IT Incident Management

 

By David Frank, Kepner-Tregoe

Those who know about Kepner-Tregoe problem-solving processes often consider these in relation to manufacturing, operations or problem management in IT. Surprisingly, many people overlook the value KT processes provides for incident management. The service desk and various support organizations throughout your IT function are responsible for resolving hundreds, if not thousands, of incidents every day. With this volume it may not seem like a rigorous set of processes like KT problem-solving is appropriate, but you would be mistaken. KT problem-solving processes are an ideal fit for your IT incident-management teams that provides an easy-to-understand set of activities, workflows and tools for determining the nature of an incident, making decisions and implementing an effective solution to quickly restores service.

How this would work

A service-desk agent receives a call from a user reporting a service disruption. The agent must ask the user the right questions to clarify the issue and understand its impact. If the issue is a common known error, the agent may troubleshoot directly with the customer and provide a standard workaround. Once the issue gets past that level of complexity is when the fun really begins.

From there, the agent must determine who needs to be involved, while recording the incident in a support ticket and routing it to the correct user or group. The agent assesses any dependencies that might be contributing to the situation and evaluating the impact to the business (severity).

The subsequent handover of information in a clear, consistent and concise manner is critical to speed and quality. The receiver must take over the troubleshooting process. KT can reduce the time required to understand the incident, avoiding re-clarification that would normally occur at this stage, empowering them to get up to speed and quarterback the restoration process. Once the reason(s) for outage have been identified the agent must leverage knowledge resources - such as notes from previous incidents, the CMDB and consultations with Subject Matter Experts (SMEs) - to identify alternatives to resolve the issue with a short-term-fix or work-around.
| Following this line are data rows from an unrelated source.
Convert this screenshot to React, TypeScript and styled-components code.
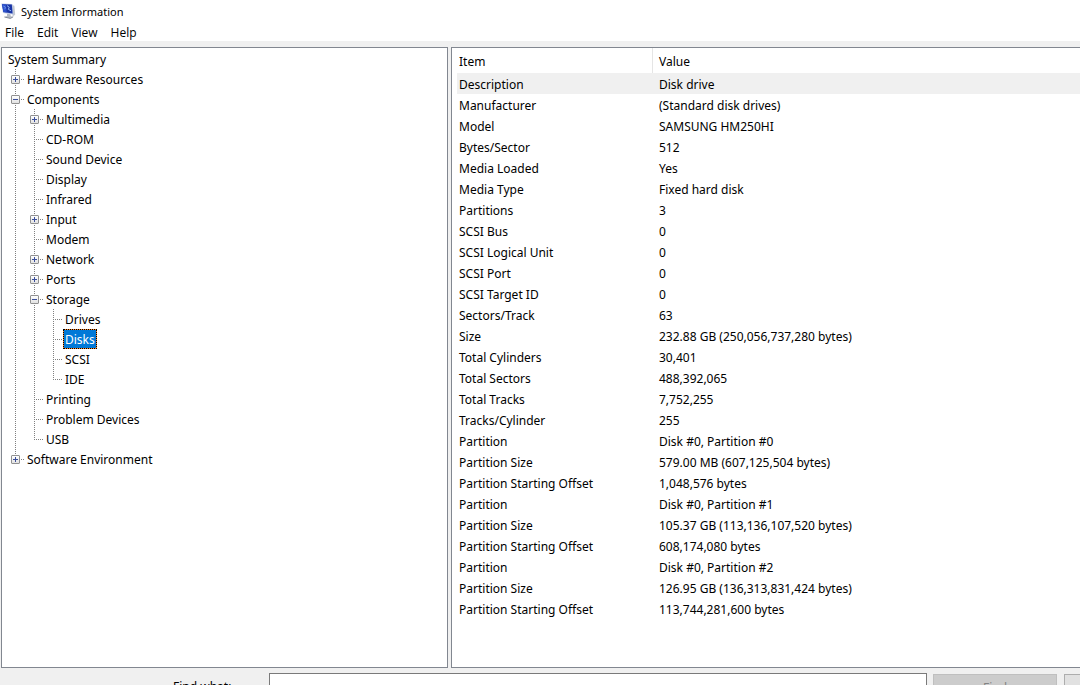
import React from 'react';
import styled, { createGlobalStyle, css } from 'styled-components';

const GlobalStyle = createGlobalStyle`
  * { box-sizing: border-box; }
  body {
    margin: 0;
    background: #f0f0f0;
    color: #000;
    font-family: 'Noto Sans', 'Open Sans', sans-serif;
    font-size: 12px;
    line-height: 20px;
    overflow: hidden;
  }
  button, input { font: inherit; color: inherit; }
`;

const Window = styled.div`
  display: flex;
  flex-direction: column;
  height: 100vh;
`;

const TitleBar = styled.header`
  display: flex;
  align-items: center;
  gap: 5px;
  height: 23px;
  background: #fff;
`;

const Title = styled.h1`
  margin: 0;
  font-size: 11px;
  font-weight: 400;
`;

const MenuBar = styled.nav`
  display: flex;
  align-items: flex-start;
  height: 18px;
  background: #fff;
`;

const MenuButton = styled.button`
  padding: 0 8px 0 5px;
  border: 0;
  background: none;
  font-family: 'Open Sans', sans-serif;
`;

const Panes = styled.main`
  display: flex;
  flex: 1;
  min-height: 0;
  gap: 3px;
  padding: 6px 0 0 1px;
`;

const Pane = styled.section`
  border: 1px solid #828790;
  background: #fff;
  overflow: hidden;
`;

const TreePane = styled(Pane)`
  flex: 0 0 447px;
  padding: 1px 4px;
`;

const DetailPane = styled(Pane)`
  flex: 1;
  padding-left: 5px;
  border-right: 0;
`;

const Branch = styled.ul`
  margin: 0;
  padding: 0;
  list-style: none;
`;

const TreeRow = styled.div`
  display: flex;
  height: 20px;
`;

const dotsDown = 'repeating-linear-gradient(180deg, #808080 0 1px, transparent 1px 2px)';
const dotsAcross = 'repeating-linear-gradient(90deg, #808080 0 1px, transparent 1px 2px)';

type GuideKind = 'blank' | 'through' | 'tee' | 'end';

const guideLines = {
  blank: css``,
  through: css`
    background: ${dotsDown} 9px 0 / 1px 20px no-repeat;
  `,
  tee: css`
    background:
      ${dotsDown} 9px 0 / 1px 20px no-repeat,
      ${dotsAcross} 9px 10px / 9px 1px no-repeat;
  `,
  end: css`
    background:
      ${dotsDown} 9px 0 / 1px 10px no-repeat,
      ${dotsAcross} 9px 10px / 9px 1px no-repeat;
  `,
};

const Guide = styled.span<{ $kind: GuideKind }>`
  flex: 0 0 19px;
  display: flex;
  align-items: flex-start;
  justify-content: center;
  padding-top: 6px;
  ${({ $kind }) => guideLines[$kind]}
`;

const Expander = styled.button`
  display: flex;
  width: 9px;
  height: 9px;
  padding: 1px;
  border: 1px solid #919191;
  border-radius: 1px;
  background: linear-gradient(#fff, #e2e2e2);
`;

const TreeLabel = styled.button<{ $selected: boolean }>`
  padding: 2px 1px 0;
  border: 1px solid transparent;
  background: none;
  line-height: 16px;
  white-space: nowrap;
  ${({ $selected }) =>
    $selected &&
    css`
      border: 1px dotted #000;
      background:
        linear-gradient(#0078d7, #0078d7) padding-box,
        linear-gradient(#ff8728, #ff8728) border-box;
      color: #fff;
    `}
`;

const Details = styled.table`
  width: 100%;
  table-layout: fixed;
  border-spacing: 0;
`;

const ItemColumn = styled.col`
  width: 196px;
`;

const HeadCell = styled.th`
  height: 25px;
  padding: 2px 2px 0;
  font-weight: 400;
  text-align: left;

  &:first-child {
    border-right: 1px solid #e5e5e5;
  }

  & + & {
    padding-left: 6px;
  }
`;

const DetailRow = styled.tr<{ $selected: boolean }>`
  height: 21px;
  background: ${({ $selected }) => ($selected ? '#f0f0f0' : 'transparent')};
`;

const Cell = styled.td`
  padding: 3px 2px 0;
  line-height: 18px;
  white-space: nowrap;

  & + & {
    padding-left: 6px;
  }
`;

const FindBar = styled.form`
  display: flex;
  flex: 0 0 17px;
  align-items: flex-start;
  padding: 5px 0 0 173px;
  overflow: hidden;
`;

const FindLabel = styled.label`
  flex: 0 0 96px;
  padding-top: 4px;
`;

const FindInput = styled.input`
  flex: 1;
  min-width: 0;
  height: 24px;
  margin-right: 6px;
  padding: 0 4px;
  border: 1px solid #7a7a7a;
  border-radius: 0;
  background: #fff;
`;

const FindButton = styled.button`
  flex: 0 0 124px;
  height: 26px;
  margin: 1px 7px 0 0;
  padding: 2px 0 0;
  border: 1px solid #adadad;
  background: #e1e1e1;

  &:disabled {
    border-color: #bfbfbf;
    background: #ccc;
    color: #838383;
  }
`;

const CloseButton = styled(FindButton)`
  flex-basis: 16px;
  margin-right: 0;
  border-right: 0;
`;

type Node = { label: string; children?: Node[]; expandable?: boolean };

const tree: Node[] = [
  { label: 'Hardware Resources', expandable: true },
  {
    label: 'Components',
    expandable: true,
    children: [
      { label: 'Multimedia', expandable: true },
      { label: 'CD-ROM' },
      { label: 'Sound Device' },
      { label: 'Display' },
      { label: 'Infrared' },
      { label: 'Input', expandable: true },
      { label: 'Modem' },
      { label: 'Network', expandable: true },
      { label: 'Ports', expandable: true },
      {
        label: 'Storage',
        expandable: true,
        children: [{ label: 'Drives' }, { label: 'Disks' }, { label: 'SCSI' }, { label: 'IDE' }],
      },
      { label: 'Printing' },
      { label: 'Problem Devices' },
      { label: 'USB' },
    ],
  },
  { label: 'Software Environment', expandable: true },
];

const details: [string, string][] = [
  ['Description', 'Disk drive'],
  ['Manufacturer', '(Standard disk drives)'],
  ['Model', 'SAMSUNG HM250HI'],
  ['Bytes/Sector', '512'],
  ['Media Loaded', 'Yes'],
  ['Media Type', 'Fixed hard disk'],
  ['Partitions', '3'],
  ['SCSI Bus', '0'],
  ['SCSI Logical Unit', '0'],
  ['SCSI Port', '0'],
  ['SCSI Target ID', '0'],
  ['Sectors/Track', '63'],
  ['Size', '232.88 GB (250,056,737,280 bytes)'],
  ['Total Cylinders', '30,401'],
  ['Total Sectors', '488,392,065'],
  ['Total Tracks', '7,752,255'],
  ['Tracks/Cylinder', '255'],
  ['Partition', 'Disk #0, Partition #0'],
  ['Partition Size', '579.00 MB (607,125,504 bytes)'],
  ['Partition Starting Offset', '1,048,576 bytes'],
  ['Partition', 'Disk #0, Partition #1'],
  ['Partition Size', '105.37 GB (113,136,107,520 bytes)'],
  ['Partition Starting Offset', '608,174,080 bytes'],
  ['Partition', 'Disk #0, Partition #2'],
  ['Partition Size', '126.95 GB (136,313,831,424 bytes)'],
  ['Partition Starting Offset', '113,744,281,600 bytes'],
];

const ComputerIcon = () => (
  <svg width="16" height="17" viewBox="0 0 16 17" aria-hidden="true">
    <path d="M12 2l2.4.8.8 9-2.6 1.6z" fill="#c3c8d2" />
    <path d="M1.4.6L12.4 1l1 10.4L3 10z" fill="#b9c6e4" />
    <path d="M2 1.2l9.8.4.8 8.8L3.4 9z" fill="#1a35a6" />
    <path d="M2 1.2l4 .2.8 8-3.4-.5z" fill="#2a50cc" />
    <path d="M7 2.6l2.2 1.6-.8 2.2 2.6 1.4" stroke="#8fb4f5" fill="none" />
    <path d="M3.4 3l2 1.2-.6 2" stroke="#6f94ea" fill="none" />
    <path d="M7 10.8l3.4.4.4 2 2.2.6-2.6 1.6-6-1.4 2.6-1z" fill="#b4bac5" />
    <path d="M4.4 14l6 1.4 2.8-1.6" stroke="#858c99" fill="none" />
  </svg>
);

const ExpanderMark = ({ open }: { open: boolean }) => (
  <svg width="5" height="5" viewBox="0 0 5 5" aria-hidden="true">
    <path d={open ? 'M0 2h5v1H0z' : 'M0 2h5v1H0zM2 0h1v5H2z'} fill="#3b4f9a" />
  </svg>
);

const TreeNodes = ({ nodes, guides }: { nodes: Node[]; guides: GuideKind[] }) => (
  <Branch role={guides.length ? 'group' : 'tree'}>
    {nodes.map((node, index) => {
      const last = index === nodes.length - 1;
      const open = Boolean(node.children);
      const selected = node.label === 'Disks';
      return (
        <li key={node.label} role="treeitem" aria-selected={selected}>
          <TreeRow>
            {guides.map((kind, depth) => (
              <Guide key={depth} $kind={kind} />
            ))}
            <Guide $kind={last ? 'end' : 'tee'}>
              {node.expandable && (
                <Expander type="button" aria-label={`Toggle ${node.label}`} aria-expanded={open}>
                  <ExpanderMark open={open} />
                </Expander>
              )}
            </Guide>
            <TreeLabel type="button" $selected={selected}>
              {node.label}
            </TreeLabel>
          </TreeRow>
          {node.children && (
            <TreeNodes nodes={node.children} guides={[...guides, last ? 'blank' : 'through']} />
          )}
        </li>
      );
    })}
  </Branch>
);

export default function App() {
  return (
    <Window>
      <GlobalStyle />
      <TitleBar>
        <ComputerIcon />
        <Title>System Information</Title>
      </TitleBar>
      <MenuBar aria-label="Main menu">
        {['File', 'Edit', 'View', 'Help'].map((name) => (
          <MenuButton key={name} type="button">
            {name}
          </MenuButton>
        ))}
      </MenuBar>
      <Panes>
        <TreePane aria-label="Categories">
          <TreeRow>
            <TreeLabel type="button" $selected={false}>
              System Summary
            </TreeLabel>
          </TreeRow>
          <TreeNodes nodes={tree} guides={[]} />
        </TreePane>
        <DetailPane aria-label="Details">
          <Details>
            <colgroup>
              <ItemColumn />
              <col />
            </colgroup>
            <thead>
              <tr>
                <HeadCell scope="col">Item</HeadCell>
                <HeadCell scope="col">Value</HeadCell>
              </tr>
            </thead>
            <tbody>
              {details.map(([item, value], index) => (
                <DetailRow key={index} $selected={index === 0}>
                  <Cell>{item}</Cell>
                  <Cell>{value}</Cell>
                </DetailRow>
              ))}
            </tbody>
          </Details>
        </DetailPane>
      </Panes>
      <FindBar onSubmit={(event: React.FormEvent) => event.preventDefault()}>
        <FindLabel htmlFor="find-what">Find what:</FindLabel>
        <FindInput id="find-what" type="text" />
        <FindButton type="submit" disabled>
          Find
        </FindButton>
        <CloseButton type="button" aria-label="Close Find" />
      </FindBar>
    </Window>
  );
}
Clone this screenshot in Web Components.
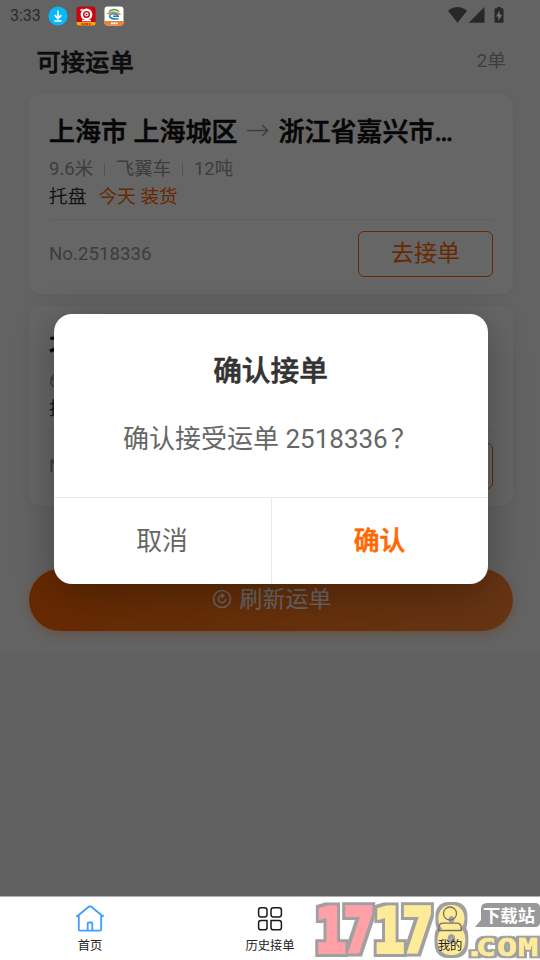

Based on these alternatives, their expected efficacy, the cost/time to implement and risk, an agent either acts or recommends a course of action to the requestor.

Consistent processes improve performance

This scenario is only slightly different than the problem-management approach that operations staff and IT problem managers use to address long-term risks. The primary differences are:

  1. The incidents happen in a compressed timescale, multiple times each day.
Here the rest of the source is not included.